What the task asks: Copy, in full, each line of the material that holds the word "Tailwind".

::: Material :::

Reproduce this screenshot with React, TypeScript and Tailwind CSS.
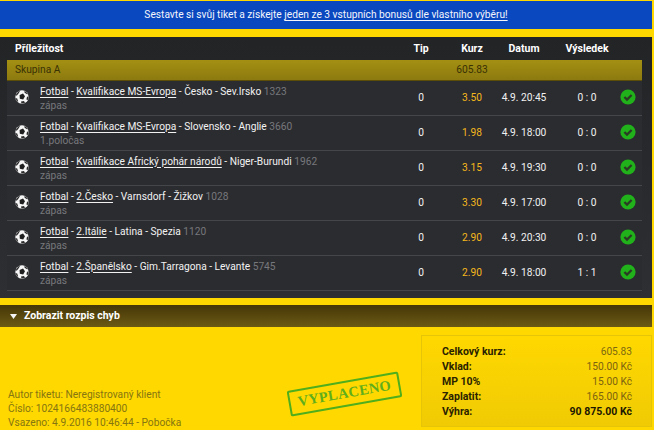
import React from 'react';

type Bet = {
  league: string;
  teams: string;
  id: string;
  kind: string;
  kurz: string;
  datum: string;
  vysledek: string;
};

const bets: Bet[] = [
  { league: 'Kvalifikace MS-Evropa', teams: 'Česko - Sev.Irsko', id: '1323', kind: 'zápas', kurz: '3.50', datum: '4.9. 20:45', vysledek: '0 : 0' },
  { league: 'Kvalifikace MS-Evropa', teams: 'Slovensko - Anglie', id: '3660', kind: '1.poločas', kurz: '1.98', datum: '4.9. 18:00', vysledek: '0 : 0' },
  { league: 'Kvalifikace Africký pohár národů', teams: 'Niger-Burundi', id: '1962', kind: 'zápas', kurz: '3.15', datum: '4.9. 19:30', vysledek: '0 : 0' },
  { league: '2.Česko', teams: 'Varnsdorf - Žižkov', id: '1028', kind: 'zápas', kurz: '3.30', datum: '4.9. 17:00', vysledek: '0 : 0' },
  { league: '2.Itálie', teams: 'Latina - Spezia', id: '1120', kind: 'zápas', kurz: '2.90', datum: '4.9. 20:30', vysledek: '0 : 0' },
  { league: '2.Španělsko', teams: 'Gim.Tarragona - Levante', id: '5745', kind: 'zápas', kurz: '2.90', datum: '4.9. 18:00', vysledek: '1 : 1' },
];

const totals = [
  { label: 'Celkový kurz:', value: '605.83', color: 'text-[#7d6a10]' },
  { label: 'Vklad:', value: '150.00 Kč', color: 'text-[#7d6210]' },
  { label: 'MP 10%', value: '15.00 Kč', color: 'text-[#7d6210]' },
  { label: 'Zaplatit:', value: '165.00 Kč', color: 'text-[#7d6210]' },
  { label: 'Výhra:', value: '90 875.00 Kč', color: 'text-[10.5px] font-bold text-[#1c1700]' },
];

function Ball() {
  return (
    <svg width="14" height="14" viewBox="0 0 14 14" className="shrink-0 -translate-y-px">
      <circle cx="7" cy="7" r="6.7" fill="#f6f6f6" />
      <path d="M4.6 5 L8 3.6 L10 6.2 L8.2 9.4 L4.8 8.8 Z" fill="#1f1f1f" />
      <path d="M1 4.4 L3.6 1.2 L5 1 L3.4 3.8 L1.4 6 Z" fill="#2a2a2a" />
      <path d="M9.4 0.8 L12.6 3.2 L12.4 4.4 L9.6 2.8 Z" fill="#2a2a2a" />
      <path d="M0.4 8 L2.2 8.4 L3.2 11.4 L2 11.4 Z" fill="#2a2a2a" />
      <path d="M6 11.6 L9 11 L10 13 L6.4 13.6 Z" fill="#2a2a2a" />
      <path d="M12 6.8 L13.6 6.4 L13 10 L11.4 9.6 Z" fill="#2a2a2a" />
    </svg>
  );
}

function Check() {
  return (
    <svg width="16" height="16" viewBox="0 0 16 16" className="shrink-0 -translate-y-px">
      <circle cx="8" cy="8" r="7.6" fill="#21b11a" />
      <path d="M4.4 8 L7 10.6 L11.6 6" fill="none" stroke="#2a3a24" strokeWidth="2.2" />
    </svg>
  );
}

function BetRow({ bet }: { bet: Bet }) {
  return (
    <div className="flex h-[35px] items-center border-b border-[#45464a] bg-[#2b2c30] pl-[8px] pr-[6px]">
      <Ball />
      <div className="ml-[11px] w-[352px] pt-px leading-[14px]">
        <div className="whitespace-nowrap text-[#f2f2f2]">
          <span className="underline underline-offset-2">Fotbal</span>
          {' - '}
          <span className="underline underline-offset-2">{bet.league}</span>
          {' - '}
          {bet.teams} <span className="text-[#77787c]">{bet.id}</span>
        </div>
        <div className="text-[#77787c]">{bet.kind}</div>
      </div>
      <div className="w-[58px] text-center text-[#f2f2f2]">0</div>
      <div className="w-[44px] text-center text-[#f5b81c]">{bet.kurz}</div>
      <div className="w-[60px] text-center whitespace-nowrap text-[#f2f2f2]">{bet.datum}</div>
      <div className="w-[66px] text-center text-[#f2f2f2]">{bet.vysledek}</div>
      <Check />
    </div>
  );
}

export default function App() {
  return (
    <div className="h-[430px] w-[654px] overflow-hidden bg-[#ffd800] pt-px font-['Roboto',sans-serif] text-[10.2px]">
      <div className="flex h-[28px] w-[652px] items-center justify-center bg-[#0a48c0] text-[#f4f6fb]">
        <span>
          Sestavte si svůj tiket a získejte{' '}
          <span className="underline underline-offset-2">jeden ze 3 vstupních bonusů dle vlastního výběru!</span>
        </span>
      </div>

      <div className="mt-[8px] h-[261px] w-[652px] bg-gradient-to-b from-[#232426] to-[#2e2f33] px-[7px]">
        <div className="flex h-[23px] items-center pr-[6px] text-[10.5px] font-bold text-white">
          <div className="ml-[8px] w-[377px]">Příležitost</div>
          <div className="w-[58px] text-center">Tip</div>
          <div className="w-[44px] text-center">Kurz</div>
          <div className="w-[60px] text-center">Datum</div>
          <div className="w-[66px] text-center">Výsledek</div>
        </div>
        <div className="flex h-[21px] w-[635px] items-center border-b border-[#5c4e08] bg-gradient-to-b from-[#a39012] to-[#8d7a10] pl-[8px] text-[#3a3205]">
          <div className="w-[377px]">Skupina A</div>
          <div className="w-[58px]" />
          <div className="w-[44px] text-center">605.83</div>
        </div>
        <div className="w-[635px]">
          {bets.map((bet) => (
            <BetRow key={bet.id} bet={bet} />
          ))}
        </div>
      </div>

      <div className="mt-[7px] flex h-[22px] w-[652px] items-center gap-[7px] bg-gradient-to-b from-[#453708] to-[#6c5a14] pl-[10px] text-[10.5px] font-bold text-white">
        <svg width="7" height="5" viewBox="0 0 7 5">
          <path d="M0 0 H7 L3.5 5 Z" fill="#f4f4f4" />
        </svg>
        Zobrazit rozpis chyb
      </div>

      <div className="relative flex h-[103px] w-[652px] justify-between pt-[8px]">
        <div className="mt-[53px] pl-[8px] leading-[14px] text-[#857610]">
          <div>Autor tiketu: Neregistrovaný klient</div>
          <div>Číslo: 1024166483880400</div>
          <div>Vsazeno: 4.9.2016 10:46:44 - Pobočka</div>
        </div>
        <div className="absolute left-[288px] top-[54px] flex h-[26px] w-[113px] -rotate-[10deg] items-center justify-center rounded-[2px] border-[2px] border-[#4fae1c] font-['Liberation_Serif',serif] text-[14.5px] font-bold tracking-[0.3px] text-[#5fae1c]">
          VYPLACENO
        </div>
        <div className="h-[92px] w-[231px] border border-[#e6c408] bg-gradient-to-b from-[#ffd800] to-[#f0cb04] pl-[20px] pr-[19px] pt-[8px]">
          {totals.map((row) => (
            <div key={row.label} className="flex h-[15px] items-center justify-between">
              <span className="text-[10.5px] font-bold text-[#2a2200]">{row.label}</span>
              <span className={row.color}>{row.value}</span>
            </div>
          ))}
        </div>
      </div>
    </div>
  );
}
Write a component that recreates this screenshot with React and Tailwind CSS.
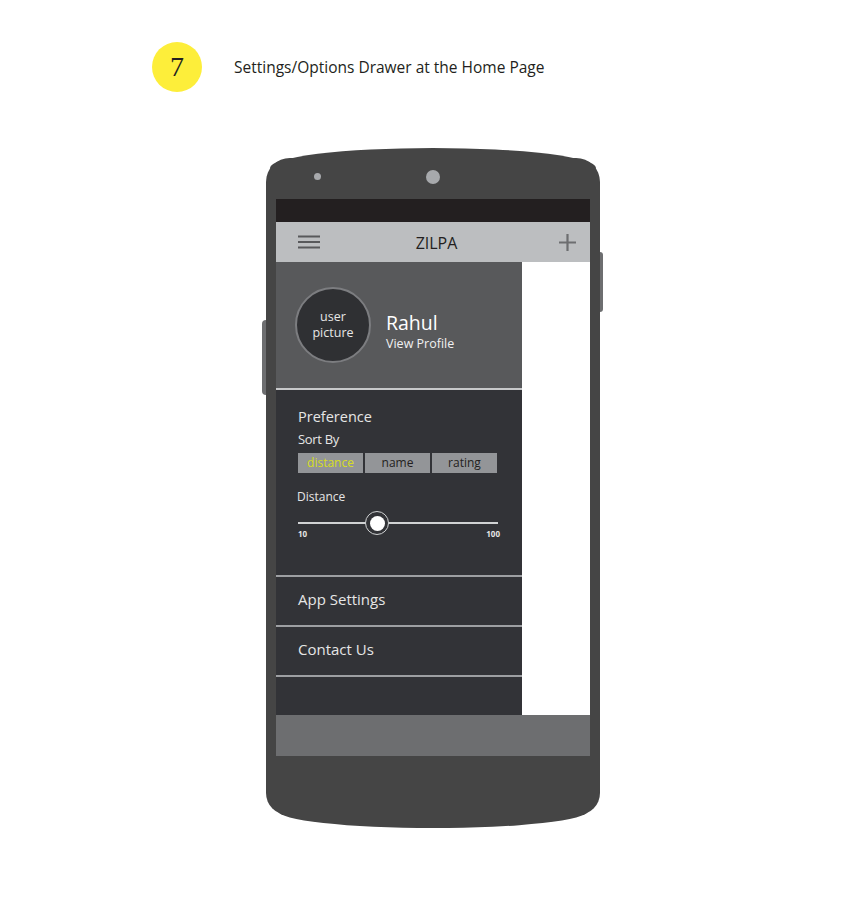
import React from 'react';

const font = { fontFamily: '"Open Sans", "Noto Sans", sans-serif' };

const sortOptions = [
  { label: 'distance', active: true },
  { label: 'name' },
  { label: 'rating' },
];

const Header = () => (
  <div className="flex items-center h-[50px] mt-[42px] ml-[152px]">
    <div className="w-[50px] h-[50px] rounded-full bg-[#fdee3a] flex items-center justify-center">
      <span className="text-[28px] text-[#231f20] leading-none" style={{ fontFamily: '"Liberation Serif", serif' }}>
        7
      </span>
    </div>
    <span className="ml-[32px] text-[15.5px] text-[#231f20] mt-[2px]">
      Settings/Options Drawer at the Home Page
    </span>
  </div>
);

const Toolbar = () => (
  <div className="h-10 bg-[#bcbec0] flex items-center justify-between pl-[22px] pr-[14px]">
    <svg width="22" height="14" viewBox="0 0 22 14">
      <path d="M0 1.5h22M0 7h22M0 12.5h22" stroke="#58595b" strokeWidth="2" />
    </svg>
    <span className="text-[16px] text-[#231f20] mr-[6px] mt-[2px]">ZILPA</span>
    <svg width="17" height="17" viewBox="0 0 17 17">
      <path d="M8.5 0v17M0 8.5h17" stroke="#6d6e70" strokeWidth="2.2" />
    </svg>
  </div>
);

const Profile = () => (
  <div className="h-[128px] bg-[#58595b] flex items-center pl-[19px] border-b-2 border-[#c7c8ca]">
    <div className="w-[76px] h-[76px] rounded-full bg-[#2f3033] border-2 border-[#7c7d80] flex flex-col items-center justify-center text-[#e6e6e6] text-[12.5px] leading-[16px]">
      <span>user</span>
      <span>picture</span>
    </div>
    <div className="ml-[15px] mt-[12px] flex flex-col text-white">
      <span className="text-[19.5px] leading-[26px]">Rahul</span>
      <span className="text-[12.5px] leading-[16px] text-[#f1f1f2]">View Profile</span>
    </div>
  </div>
);

const Preference = () => (
  <div className="h-[187px] pt-[16px] px-[22px] border-b-2 border-[#9d9fa2] text-[#e6e6e6]">
    <div className="text-[14.5px] leading-[22px]">Preference</div>
    <div className="text-[13px] leading-[22px] tracking-[-0.3px]">Sort By</div>
    <div className="flex gap-[2px] mt-[3px]">
      {sortOptions.map((o) => (
        <div
          key={o.label}
          className={`w-[65px] h-5 bg-[#939598] flex items-center justify-center text-[12px] ${
            o.active ? 'text-[#d7df23]' : 'text-[#231f20]'
          }`}
        >
          {o.label}
        </div>
      ))}
    </div>
    <div className="text-[12px] leading-[16px] mt-[16px] -ml-px">Distance</div>
    <div className="relative h-6 mt-[6px] w-[200px]">
      <div className="absolute left-0 right-0 top-[11px] h-[2px] bg-[#d1d3d4]" />
      <div className="absolute left-[67px] top-0 w-6 h-6 rounded-full border-[1.5px] border-[#d1d3d4] bg-[#323337] flex items-center justify-center">
        <div className="w-[15px] h-[15px] rounded-full bg-white" />
      </div>
    </div>
    <div className="flex justify-between w-[202px] text-[8px] font-bold leading-[10px] -mt-[6px]">
      <span>10</span>
      <span>100</span>
    </div>
  </div>
);

const MenuItem = ({ label }) => (
  <div className="h-[50px] border-b-2 border-[#9d9fa2] flex items-center pl-[22px] pb-[4px] text-[15px] text-[#e6e6e6]">
    {label}
  </div>
);

const Drawer = () => (
  <div className="w-[246px] bg-[#323337] flex flex-col">
    <Profile />
    <Preference />
    <MenuItem label="App Settings" />
    <MenuItem label="Contact Us" />
  </div>
);

const Phone = () => (
  <div className="relative ml-[266px] mt-[66px] w-[334px]">
    {/* curved top and bottom of the body */}
    <div className="absolute left-[4px] right-[4px] -top-[10px] h-10 rounded-[50%] bg-[#454545]" />
    <div className="absolute left-[12px] right-[12px] top-[636px] h-[34px] rounded-[50%] bg-[#454545]" />
    {/* side buttons */}
    <div className="absolute -left-[4px] top-[162px] w-[4px] h-[75px] bg-[#6d6e70] rounded-l-sm" />
    <div className="absolute -right-[3px] top-[94px] w-[3px] h-[60px] bg-[#6d6e70] rounded-r-sm" />

    <div className="relative bg-[#454545] rounded-t-[24px] rounded-b-[22px] px-[10px] pb-[59px]">
      <div className="h-[41px] flex items-start pt-[12px]">
        <div className="w-[7px] h-[7px] rounded-full bg-[#a7a9ac] ml-[38px] mt-[3px]" />
        <div className="w-[14px] h-[14px] rounded-full bg-[#a7a9ac] ml-[105px]" />
      </div>
      <div className="h-[23px] bg-[#231f20]" />
      <Toolbar />
      <div className="flex h-[453px] bg-white">
        <Drawer />
      </div>
      <div className="h-[41px] bg-[#6d6e70]" />
    </div>
  </div>
);

export default function App() {
  return (
    <div className="w-[864px] h-[912px] bg-white overflow-hidden" style={font}>
      <Header />
      <Phone />
    </div>
  );
}
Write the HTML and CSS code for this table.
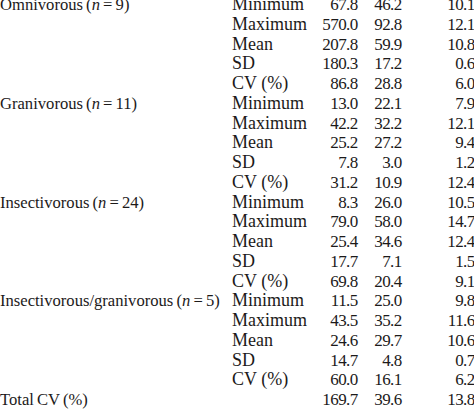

:::

Correct result:
Reproduce this screenshot with React, TypeScript and Tailwind CSS.
Write a component that recreates this screenshot with React and Tailwind CSS.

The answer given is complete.